A death in Esto

mother-icecream

Homemade ice cream under the pecan trees.

IT WAS 30 years ago today — exactly — that my mother died.

She had tried again to quit smoking, and had succeeded for almost a month. But when she’d come home from the shirt factory a few days earlier, driving the 10 miles south across the Alabama-Florida line, as she’d done nearly every working day since she was 16, she sat down on the back steps and smoked a cigarette. The aneurysm in her brain followed.

All the way to the hospital, she kept saying, “I knew I shouldn’t have that cigarette.” My brother Bobby called that night to say, “We have a problem.” Somehow I knew I should take a suit and tie. By the time I got across the country the next night, the doctors said it was unlikely she would recover. We never talked again. She was gone by the end of the week.

A death in Esto requires food. Fried chicken, potato salad and a 12-layer chocolate cake soon began to arrive from the neighbors. Two days later, at her funeral, flowers crowded the front of our church. Afterward we went outside to her waiting grave in the cemetery. We are neck-hugging people. When Mr. Bass, the ancient patriarch of our church, came slowly walking up, I hugged him close and cried. It wasn’t supposed to be this way, not so soon, or so fast, or so unexpectedly. “Well, son, it’s hard to lose your mama,” our neighbor Clyde Griffin said in his big loud voice as he wrapped his arm around my shoulder.
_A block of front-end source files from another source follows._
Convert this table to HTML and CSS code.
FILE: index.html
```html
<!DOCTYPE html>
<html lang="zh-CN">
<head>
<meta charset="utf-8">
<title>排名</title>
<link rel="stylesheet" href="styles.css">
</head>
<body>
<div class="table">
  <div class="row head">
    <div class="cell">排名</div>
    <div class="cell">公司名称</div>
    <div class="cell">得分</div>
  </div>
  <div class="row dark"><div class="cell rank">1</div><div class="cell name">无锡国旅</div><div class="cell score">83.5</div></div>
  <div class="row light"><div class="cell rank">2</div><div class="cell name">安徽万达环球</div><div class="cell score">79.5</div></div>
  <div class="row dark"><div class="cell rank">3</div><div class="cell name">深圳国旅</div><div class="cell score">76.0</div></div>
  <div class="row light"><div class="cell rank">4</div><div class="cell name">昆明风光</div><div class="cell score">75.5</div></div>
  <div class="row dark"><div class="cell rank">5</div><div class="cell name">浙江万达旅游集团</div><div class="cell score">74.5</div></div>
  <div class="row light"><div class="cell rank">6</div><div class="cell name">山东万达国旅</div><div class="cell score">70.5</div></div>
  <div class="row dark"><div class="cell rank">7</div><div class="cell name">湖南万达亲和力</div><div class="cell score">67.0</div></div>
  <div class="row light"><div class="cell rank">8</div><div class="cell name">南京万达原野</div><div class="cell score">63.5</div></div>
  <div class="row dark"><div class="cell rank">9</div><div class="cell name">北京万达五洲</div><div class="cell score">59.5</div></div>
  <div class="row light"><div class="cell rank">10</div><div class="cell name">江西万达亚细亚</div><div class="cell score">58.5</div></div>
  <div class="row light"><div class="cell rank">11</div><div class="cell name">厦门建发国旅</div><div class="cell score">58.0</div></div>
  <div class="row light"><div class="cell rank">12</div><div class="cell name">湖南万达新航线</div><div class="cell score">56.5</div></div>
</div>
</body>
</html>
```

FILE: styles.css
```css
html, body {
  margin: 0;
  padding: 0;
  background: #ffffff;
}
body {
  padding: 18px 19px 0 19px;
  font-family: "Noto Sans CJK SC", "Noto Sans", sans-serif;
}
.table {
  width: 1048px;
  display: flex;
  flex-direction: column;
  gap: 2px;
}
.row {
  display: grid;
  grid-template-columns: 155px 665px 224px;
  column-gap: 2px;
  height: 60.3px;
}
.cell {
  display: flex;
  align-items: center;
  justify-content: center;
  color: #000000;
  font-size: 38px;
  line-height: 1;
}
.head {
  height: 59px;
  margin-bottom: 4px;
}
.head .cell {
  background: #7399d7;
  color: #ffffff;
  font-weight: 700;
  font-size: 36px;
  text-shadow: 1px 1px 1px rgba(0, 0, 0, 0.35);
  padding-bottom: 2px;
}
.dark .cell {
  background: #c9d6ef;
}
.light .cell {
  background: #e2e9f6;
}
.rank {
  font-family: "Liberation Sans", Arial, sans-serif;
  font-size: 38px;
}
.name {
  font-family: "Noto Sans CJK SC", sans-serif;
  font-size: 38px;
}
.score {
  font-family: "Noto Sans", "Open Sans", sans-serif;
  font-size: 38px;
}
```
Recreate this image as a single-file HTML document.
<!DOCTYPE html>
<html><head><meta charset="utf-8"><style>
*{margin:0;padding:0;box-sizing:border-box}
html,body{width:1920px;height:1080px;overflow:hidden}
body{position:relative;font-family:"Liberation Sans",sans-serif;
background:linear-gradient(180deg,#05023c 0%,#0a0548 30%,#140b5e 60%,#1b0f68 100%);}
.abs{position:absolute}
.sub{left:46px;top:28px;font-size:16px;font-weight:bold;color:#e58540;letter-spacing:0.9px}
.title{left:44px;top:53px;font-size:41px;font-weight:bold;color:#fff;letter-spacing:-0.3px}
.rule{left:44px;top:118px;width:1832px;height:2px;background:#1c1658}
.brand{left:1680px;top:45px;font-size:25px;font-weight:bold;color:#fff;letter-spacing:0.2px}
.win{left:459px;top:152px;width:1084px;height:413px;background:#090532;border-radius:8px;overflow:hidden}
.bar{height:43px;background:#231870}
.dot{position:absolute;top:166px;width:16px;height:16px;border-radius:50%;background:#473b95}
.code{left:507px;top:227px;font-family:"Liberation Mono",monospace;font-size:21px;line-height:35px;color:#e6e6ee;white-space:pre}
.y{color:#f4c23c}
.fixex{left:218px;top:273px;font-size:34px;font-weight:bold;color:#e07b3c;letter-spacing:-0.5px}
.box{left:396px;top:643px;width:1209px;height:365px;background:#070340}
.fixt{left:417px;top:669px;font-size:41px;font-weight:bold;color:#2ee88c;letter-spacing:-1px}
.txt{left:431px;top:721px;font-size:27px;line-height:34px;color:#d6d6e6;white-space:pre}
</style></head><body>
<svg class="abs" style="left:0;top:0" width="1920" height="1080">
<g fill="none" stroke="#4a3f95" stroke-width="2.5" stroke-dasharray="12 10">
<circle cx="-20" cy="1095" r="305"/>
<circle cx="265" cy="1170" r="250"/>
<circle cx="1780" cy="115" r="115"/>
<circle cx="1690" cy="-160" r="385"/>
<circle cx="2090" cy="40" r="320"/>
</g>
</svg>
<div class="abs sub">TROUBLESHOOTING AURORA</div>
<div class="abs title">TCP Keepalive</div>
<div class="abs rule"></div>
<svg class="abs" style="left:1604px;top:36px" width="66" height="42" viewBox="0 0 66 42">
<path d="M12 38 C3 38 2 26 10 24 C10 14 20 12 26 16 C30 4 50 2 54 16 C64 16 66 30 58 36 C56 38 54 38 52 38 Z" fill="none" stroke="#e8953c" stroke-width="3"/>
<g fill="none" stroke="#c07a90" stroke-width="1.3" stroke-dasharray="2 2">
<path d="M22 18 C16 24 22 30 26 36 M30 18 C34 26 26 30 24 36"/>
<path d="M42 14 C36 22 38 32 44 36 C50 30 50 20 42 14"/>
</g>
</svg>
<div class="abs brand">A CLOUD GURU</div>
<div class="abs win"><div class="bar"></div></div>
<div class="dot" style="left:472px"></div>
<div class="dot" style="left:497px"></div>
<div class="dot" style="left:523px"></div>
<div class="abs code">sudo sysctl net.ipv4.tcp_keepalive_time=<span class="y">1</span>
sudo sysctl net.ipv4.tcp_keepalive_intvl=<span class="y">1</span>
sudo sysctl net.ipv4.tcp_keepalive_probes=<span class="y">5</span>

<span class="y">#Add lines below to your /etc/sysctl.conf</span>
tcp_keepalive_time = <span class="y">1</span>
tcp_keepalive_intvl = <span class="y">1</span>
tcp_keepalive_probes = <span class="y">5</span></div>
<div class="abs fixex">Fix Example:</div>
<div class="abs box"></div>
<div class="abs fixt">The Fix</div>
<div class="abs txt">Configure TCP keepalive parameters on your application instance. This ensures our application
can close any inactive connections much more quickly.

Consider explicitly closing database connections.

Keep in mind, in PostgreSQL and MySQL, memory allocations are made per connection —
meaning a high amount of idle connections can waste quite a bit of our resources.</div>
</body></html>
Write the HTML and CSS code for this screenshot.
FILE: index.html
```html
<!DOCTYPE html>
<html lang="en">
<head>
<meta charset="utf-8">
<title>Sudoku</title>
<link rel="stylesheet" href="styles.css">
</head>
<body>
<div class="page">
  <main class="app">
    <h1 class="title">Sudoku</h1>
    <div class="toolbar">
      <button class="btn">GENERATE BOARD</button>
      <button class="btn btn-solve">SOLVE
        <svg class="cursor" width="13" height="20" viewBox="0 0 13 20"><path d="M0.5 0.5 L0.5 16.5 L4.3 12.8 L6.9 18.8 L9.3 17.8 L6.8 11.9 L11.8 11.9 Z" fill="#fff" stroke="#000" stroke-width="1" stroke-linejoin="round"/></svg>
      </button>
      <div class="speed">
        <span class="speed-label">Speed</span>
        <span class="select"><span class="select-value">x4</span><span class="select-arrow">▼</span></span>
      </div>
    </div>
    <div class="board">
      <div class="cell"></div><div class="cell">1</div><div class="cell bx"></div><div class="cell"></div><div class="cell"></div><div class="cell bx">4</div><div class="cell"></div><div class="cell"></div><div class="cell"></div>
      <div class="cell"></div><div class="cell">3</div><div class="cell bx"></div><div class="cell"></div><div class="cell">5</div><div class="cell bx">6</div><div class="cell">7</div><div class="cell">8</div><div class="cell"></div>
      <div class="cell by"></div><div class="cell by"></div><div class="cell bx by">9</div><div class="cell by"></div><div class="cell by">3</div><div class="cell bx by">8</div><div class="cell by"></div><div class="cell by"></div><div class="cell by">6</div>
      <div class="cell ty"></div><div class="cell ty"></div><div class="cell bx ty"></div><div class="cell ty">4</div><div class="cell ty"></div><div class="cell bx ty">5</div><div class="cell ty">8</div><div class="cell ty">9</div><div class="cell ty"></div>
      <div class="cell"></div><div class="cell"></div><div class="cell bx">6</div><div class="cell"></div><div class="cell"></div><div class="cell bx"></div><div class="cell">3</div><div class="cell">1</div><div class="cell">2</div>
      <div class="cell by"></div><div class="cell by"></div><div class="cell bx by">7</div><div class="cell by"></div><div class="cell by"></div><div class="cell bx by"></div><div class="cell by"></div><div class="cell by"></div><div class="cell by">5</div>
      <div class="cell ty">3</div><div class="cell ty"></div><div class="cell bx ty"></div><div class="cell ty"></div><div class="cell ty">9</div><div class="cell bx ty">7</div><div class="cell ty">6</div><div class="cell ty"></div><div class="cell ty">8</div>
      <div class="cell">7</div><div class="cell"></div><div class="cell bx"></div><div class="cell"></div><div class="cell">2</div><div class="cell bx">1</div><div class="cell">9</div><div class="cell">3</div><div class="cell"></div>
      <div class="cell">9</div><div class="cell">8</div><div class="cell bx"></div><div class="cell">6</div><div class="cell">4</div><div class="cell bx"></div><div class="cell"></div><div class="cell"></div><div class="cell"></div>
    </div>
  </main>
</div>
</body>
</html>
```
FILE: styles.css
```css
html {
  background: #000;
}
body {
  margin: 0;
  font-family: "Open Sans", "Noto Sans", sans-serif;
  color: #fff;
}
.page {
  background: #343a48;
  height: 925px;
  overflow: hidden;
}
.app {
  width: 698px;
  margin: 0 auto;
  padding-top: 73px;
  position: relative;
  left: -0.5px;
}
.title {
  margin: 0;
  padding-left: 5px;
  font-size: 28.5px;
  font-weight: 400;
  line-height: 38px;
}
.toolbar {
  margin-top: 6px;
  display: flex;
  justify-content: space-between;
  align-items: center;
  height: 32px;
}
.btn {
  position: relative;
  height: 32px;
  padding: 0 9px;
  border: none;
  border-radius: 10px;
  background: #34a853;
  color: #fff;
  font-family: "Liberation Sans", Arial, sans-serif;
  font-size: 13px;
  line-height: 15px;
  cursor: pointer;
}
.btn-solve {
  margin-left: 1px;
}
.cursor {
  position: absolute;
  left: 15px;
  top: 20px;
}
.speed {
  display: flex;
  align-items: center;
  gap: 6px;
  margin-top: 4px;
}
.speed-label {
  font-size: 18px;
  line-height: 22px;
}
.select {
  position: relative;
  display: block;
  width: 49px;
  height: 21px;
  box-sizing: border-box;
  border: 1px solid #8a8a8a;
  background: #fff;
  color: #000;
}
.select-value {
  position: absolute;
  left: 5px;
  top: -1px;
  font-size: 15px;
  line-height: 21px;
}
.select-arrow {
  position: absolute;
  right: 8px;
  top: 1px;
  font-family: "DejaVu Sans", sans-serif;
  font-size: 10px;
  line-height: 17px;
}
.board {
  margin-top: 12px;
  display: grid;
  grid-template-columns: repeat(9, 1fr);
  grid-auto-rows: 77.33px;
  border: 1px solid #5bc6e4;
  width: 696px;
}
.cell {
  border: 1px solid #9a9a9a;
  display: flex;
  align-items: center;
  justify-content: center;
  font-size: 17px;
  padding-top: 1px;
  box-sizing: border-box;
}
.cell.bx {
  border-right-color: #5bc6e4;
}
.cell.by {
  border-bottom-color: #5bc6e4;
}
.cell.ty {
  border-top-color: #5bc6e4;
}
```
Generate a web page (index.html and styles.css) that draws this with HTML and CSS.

And then he lightened the mood, unintentionally. “If she’d a lived,” he said, “after that aneurysm, she’d a never been nothing but a vegetarian.”

3 comments
  1. Chris Barnett said:
    Chris Barnett's avatar

    Powerful prose. Visual. Feel like I am right there with you. Can see Clyde and your Mom.

  2. Chuck Tomlin said:
    Chuck Tomlin's avatar

    Clyde, my grandfather, was the finest of men.